__EXERCISE__: Extract every line that contains the word "this".
======== ITEMS ========
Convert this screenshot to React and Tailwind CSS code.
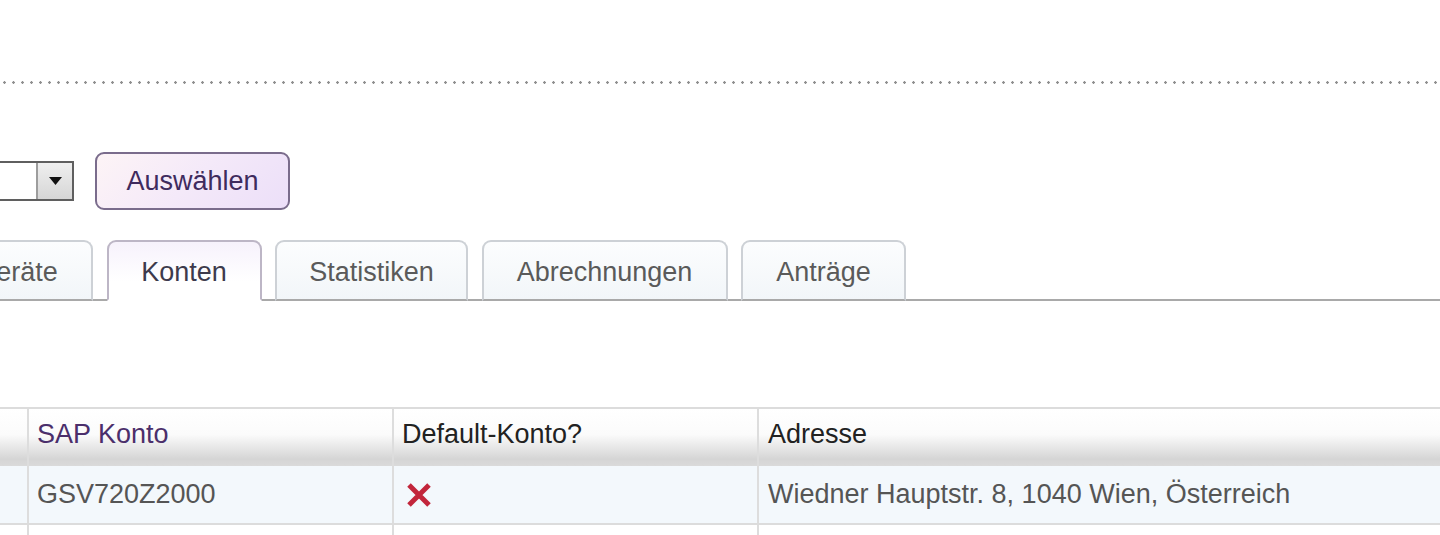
export default function App() {
  const tabBase =
    "h-[61px] mb-[-2px] border-2 rounded-t-[9px] flex items-center justify-center pt-[3px] shrink-0";
  const inactive =
    "border-[#cdd1d6] border-b-[#a9a9a9] bg-[linear-gradient(to_bottom,#fcfdfe,#f2f6f9)] text-[#5a5a5a]";
  return (
    <div className="w-[1440px] h-[535px] overflow-hidden bg-white font-['Liberation_Sans',Arial,sans-serif] text-[27px] leading-none">
      <div className="h-[81px]" />
      <div className="h-[3px] bg-[radial-gradient(circle,#8f8f8f_1.1px,transparent_1.5px)] bg-[length:9px_3px] bg-repeat-x" />

      <div className="mt-[68px] flex items-center h-[58px]">
        <div className="ml-[-126px] w-[200px] h-[40px] border-2 border-[#5f5f5f] bg-white flex justify-end shrink-0">
          <div className="w-[36px] h-full border-l-2 border-[#9d9d9d] bg-[linear-gradient(to_bottom,#efefef,#d6d6d6)] flex items-center justify-center">
            <svg width="13" height="8" viewBox="0 0 13 8">
              <path d="M0 0 L13 0 L6.5 8 Z" fill="#111" />
            </svg>
          </div>
        </div>
        <button className="ml-[21px] w-[195px] h-[58px] border-2 border-[#7a6c8c] rounded-[9px] bg-[linear-gradient(135deg,#fdf4f6_0%,#f4e9f9_50%,#ecdff9_100%)] text-[#3f2b5e] flex items-center justify-center shrink-0">
          Auswählen
        </button>
      </div>

      <div className="mt-[30px] flex gap-[13.5px] h-[61px] border-b-2 border-[#a9a9a9]">
        <div className={`${tabBase} ${inactive} ml-[-60px] w-[153px]`}>Geräte</div>
        <div
          className={`${tabBase} w-[155px] border-[#bdb6c6] border-b-white bg-[linear-gradient(to_bottom,#f7f2fc,#ffffff_70%)] text-[#3d3a4c]`}
        >
          Konten
        </div>
        <div className={`${tabBase} ${inactive} w-[193px]`}>Statistiken</div>
        <div className={`${tabBase} ${inactive} w-[246px]`}>Abrechnungen</div>
        <div className={`${tabBase} ${inactive} w-[165px]`}>Anträge</div>
      </div>

      <div className="mt-[106px]">
        <div className="grid grid-cols-[29px_365px_365px_1fr] h-[59px] border-t-2 border-[#dcdcdc] bg-[linear-gradient(to_bottom,#ffffff_0%,#fbfbfb_45%,#d5d5d5_88%,#dadada_100%)]">
          <div className="border-r-2 border-[#dddddd]" />
          <div className="border-r-2 border-[#dddddd] flex items-center pl-[8px] pb-[6px] text-[#4b2f6b]">
            SAP Konto
          </div>
          <div className="border-r-2 border-[#dddddd] flex items-center pl-[8px] pb-[6px] text-[#222222]">
            Default-Konto?
          </div>
          <div className="flex items-center pl-[9px] pb-[6px] text-[#222222]">Adresse</div>
        </div>
        <div className="grid grid-cols-[29px_365px_365px_1fr] h-[59px] border-b-2 border-[#dcdcdc] bg-[#f3f8fc]">
          <div className="border-r-2 border-[#dddddd]" />
          <div className="border-r-2 border-[#dddddd] flex items-center pl-[8px] text-[#555555]">
            GSV720Z2000
          </div>
          <div className="border-r-2 border-[#dddddd] flex items-center pl-[11px]">
            <svg width="28" height="26" viewBox="0 0 28 26">
              <path
                d="M4 3 L24 23 M24 3 L4 23"
                stroke="#c2263b"
                strokeWidth="5"
                strokeLinecap="butt"
              />
            </svg>
          </div>
          <div className="flex items-center pl-[9px] text-[#555555]">
            Wiedner Hauptstr. 8, 1040 Wien, Österreich
          </div>
        </div>
        <div className="grid grid-cols-[29px_365px_365px_1fr] h-[59px] bg-white">
          <div className="border-r-2 border-[#dddddd]" />
          <div className="border-r-2 border-[#dddddd]" />
          <div className="border-r-2 border-[#dddddd]" />
          <div />
        </div>
      </div>
    </div>
  );
}
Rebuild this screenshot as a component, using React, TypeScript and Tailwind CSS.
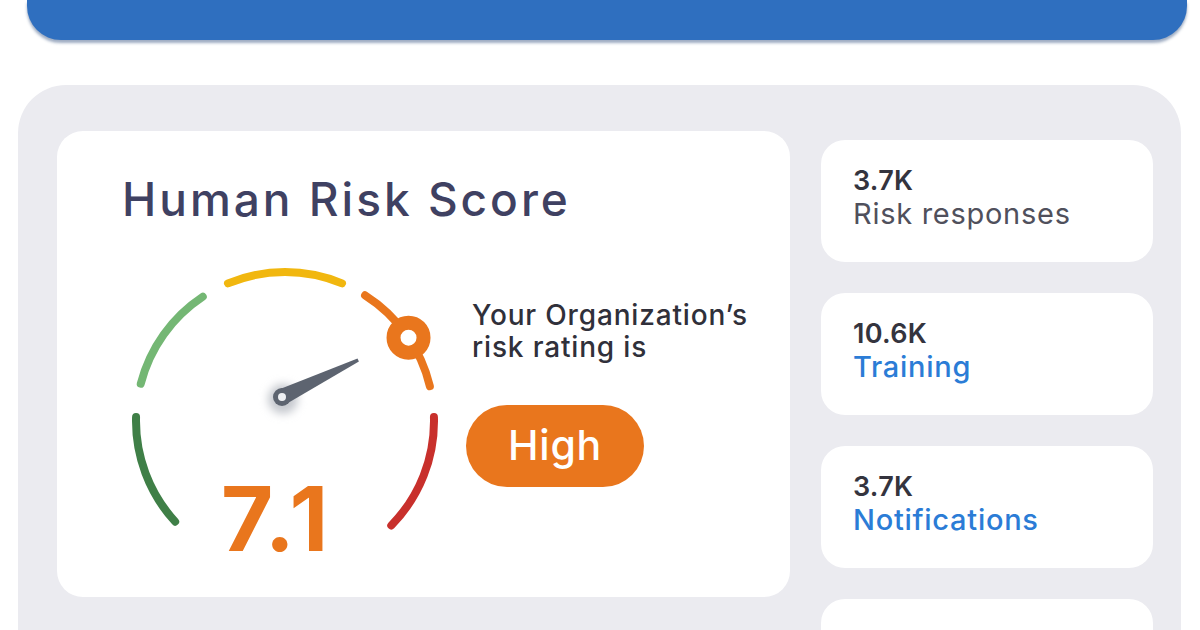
import React from "react";

const CX = 285;
const CY = 421;
const R = 149;

function pt(deg: number) {
  const a = (deg * Math.PI) / 180;
  return [CX + R * Math.cos(a), CY - R * Math.sin(a)];
}

function arc(from: number, to: number) {
  const [x1, y1] = pt(from);
  const [x2, y2] = pt(to);
  return `M ${x1.toFixed(2)} ${y1.toFixed(2)} A ${R} ${R} 0 0 1 ${x2.toFixed(2)} ${y2.toFixed(2)}`;
}

const segments = [
  { from: 222.5, to: 178.5, color: "#3f7f47" },
  { from: 165.5, to: 123.5, color: "#74b774" },
  { from: 112.5, to: 67.5, color: "#f1b70f" },
  { from: 57.5, to: 13.5, color: "#e9761d" },
  { from: 1.5, to: -44.5, color: "#c8302c" },
];

const stats = [
  { value: "3.7K", label: "Risk responses", blue: false },
  { value: "10.6K", label: "Training", blue: true },
  { value: "3.7K", label: "Notifications", blue: true },
  { value: "", label: "", blue: false },
];

function Gauge() {
  const [kx, ky] = pt(34);
  return (
    <div className="relative w-[350px] h-[320px] shrink-0">
      <svg width="350" height="320" viewBox="110 250 350 320">
        <defs>
          <filter id="glow" x="-50%" y="-50%" width="200%" height="200%">
            <feGaussianBlur stdDeviation="4" />
          </filter>
        </defs>
        {segments.map((s) => (
          <path
            key={s.color}
            d={arc(s.from, s.to)}
            fill="none"
            stroke={s.color}
            strokeWidth="8"
            strokeLinecap="round"
          />
        ))}
        {/* knob on the orange segment */}
        <circle cx={kx} cy={ky} r="15" fill="#ffffff" stroke="#e9761d" strokeWidth="14" />
        {/* needle */}
        <circle cx="283" cy="399" r="15" fill="#c6c9cf" filter="url(#glow)" />
        <polygon points="278.2,389.8 285.8,404.2 358.9,361.4 357.5,358.6" fill="#5d6470" />
        <circle cx="282" cy="397" r="9" fill="#5d6470" />
        <circle cx="282" cy="397" r="4" fill="#eef0f3" />
      </svg>
      <div className="absolute left-[111px] top-[224px] text-[90px] leading-none font-bold text-[#e9761d] tracking-[0.03em]">
        7.1
      </div>
    </div>
  );
}

export default function App() {
  return (
    <div
      className="w-[1200px] h-[630px] overflow-hidden bg-white"
      style={{ fontFamily: "Inter, 'Noto Sans', sans-serif" }}
    >
      {/* top banner */}
      <div className="ml-[27px] w-[1160px] h-[40px] bg-[#2f6fbf] rounded-b-[34px] shadow-[0_3px_3px_rgba(40,70,120,0.45)]" />

      {/* main panel */}
      <div className="mt-[45px] ml-[18px] w-[1163px] h-[700px] bg-[#ebebf0] rounded-[48px] pt-[46px] pl-[39px] flex gap-[31px]">
        <div className="w-[733px] h-[466px] bg-white rounded-[26px] shrink-0">
          <h1 className="ml-[65px] mt-[45px] text-[46px] leading-none font-medium text-[#3f4162] tracking-[0.065em]">
            Human Risk Score
          </h1>
          <div className="flex mt-[28px] ml-[53px]">
            <Gauge />
            <div className="ml-[12px] mt-[49px] flex flex-col items-start">
              <p className="text-[28px] leading-[32px] font-medium text-[#30303a] tracking-[0.03em]">
                Your Organization’s
                <br />
                risk rating is
              </p>
              <div className="mt-[42px] -ml-[6px] w-[178px] h-[82px] rounded-full bg-[#e9761d] flex items-center justify-center text-white text-[41px] font-medium tracking-[0.02em]">
                High
              </div>
            </div>
          </div>
        </div>

        <div className="w-[332px] pt-[9px] flex flex-col gap-[31px] shrink-0">
          {stats.map((s, i) => (
            <div
              key={i}
              className="h-[122px] bg-white rounded-[24px] pl-[32px] pb-[8px] flex flex-col justify-center gap-[5px]"
            >
              {s.value && (
                <>
                  <div className="text-[27px] leading-none font-semibold text-[#34343e] tracking-[0.01em]">
                    {s.value}
                  </div>
                  <div
                    className={
                      s.blue
                        ? "text-[29px] leading-none font-medium text-[#2b7cd6] tracking-[0.025em]"
                        : "text-[29px] leading-none text-[#50505c] tracking-[0.025em]"
                    }
                  >
                    {s.label}
                  </div>
                </>
              )}
            </div>
          ))}
        </div>
      </div>
    </div>
  );
}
========
__REPLY__:
Convert this screenshot to React and Tailwind CSS code.
Rebuild this screenshot as a component, using React, TypeScript and Tailwind CSS.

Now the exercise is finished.